Advanced Planning Ideas Using 2018 Benchmarks

Financial strategists often repurpose historical data to project the impact of future policy shifts. The 2018 Section 179 rules serve as a benchmark when modeling potential changes under new legislation. Here are ways to use the calculator’s insights:

  • Scenario analysis for lobbying: Industry groups can illustrate how reducing the limit back to pre-2018 levels would dampen capital investment by comparing deduction and tax savings outputs.
  • Lease-versus-buy studies: Compare the immediate deduction from purchasing with the expensing profile of an operating lease. While Section 179 requires ownership, you can model the opportunity cost with the calculator.
  • Due diligence valuation: Estimate deferred tax liabilities on a target company’s balance sheet by reconstructing their deduction patterns for 2018. This prevents surprises after acquisition.
  • State conformity checks: Some states like California impose lower caps. Enter the state’s limit and phase-out to see how much of the federal deduction survives at the state level.

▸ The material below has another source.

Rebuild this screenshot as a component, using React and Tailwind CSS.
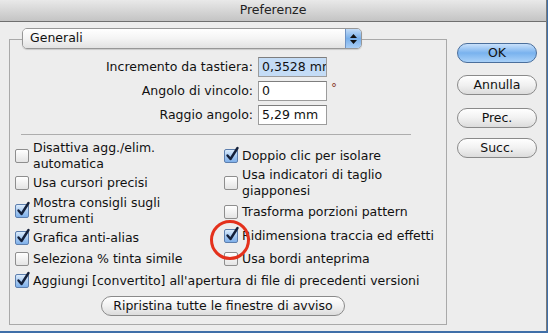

These exercises underscore why a robust modeling tool remains relevant even years later. The granularity of inputs—business-use percentage, income cap, bonus rate, MACRS class, and tax rate—mirrors the decision points financial executives face during real-world planning.

Final Thoughts

Section 179’s 2018 expansion marked a pivotal moment for capital investment incentives. By combining Section 179, full bonus depreciation, and MACRS, businesses could convert qualifying purchases into immediate tax savings that reinforced cash flow and ROI. Accurate calculations require careful coordination between accounting, operations, and tax advisors. The calculator on this page captures the statutory mechanics in an accessible interface, enabling you to validate historic deductions, plan amended returns, or simply gain a deeper understanding of how the law operated. Whether you are a CFO preparing for an audit, a consultant modeling acquisition scenarios, or an entrepreneur studying policy impacts, mastering the 2018 framework provides a valuable foundation for current and future tax strategy.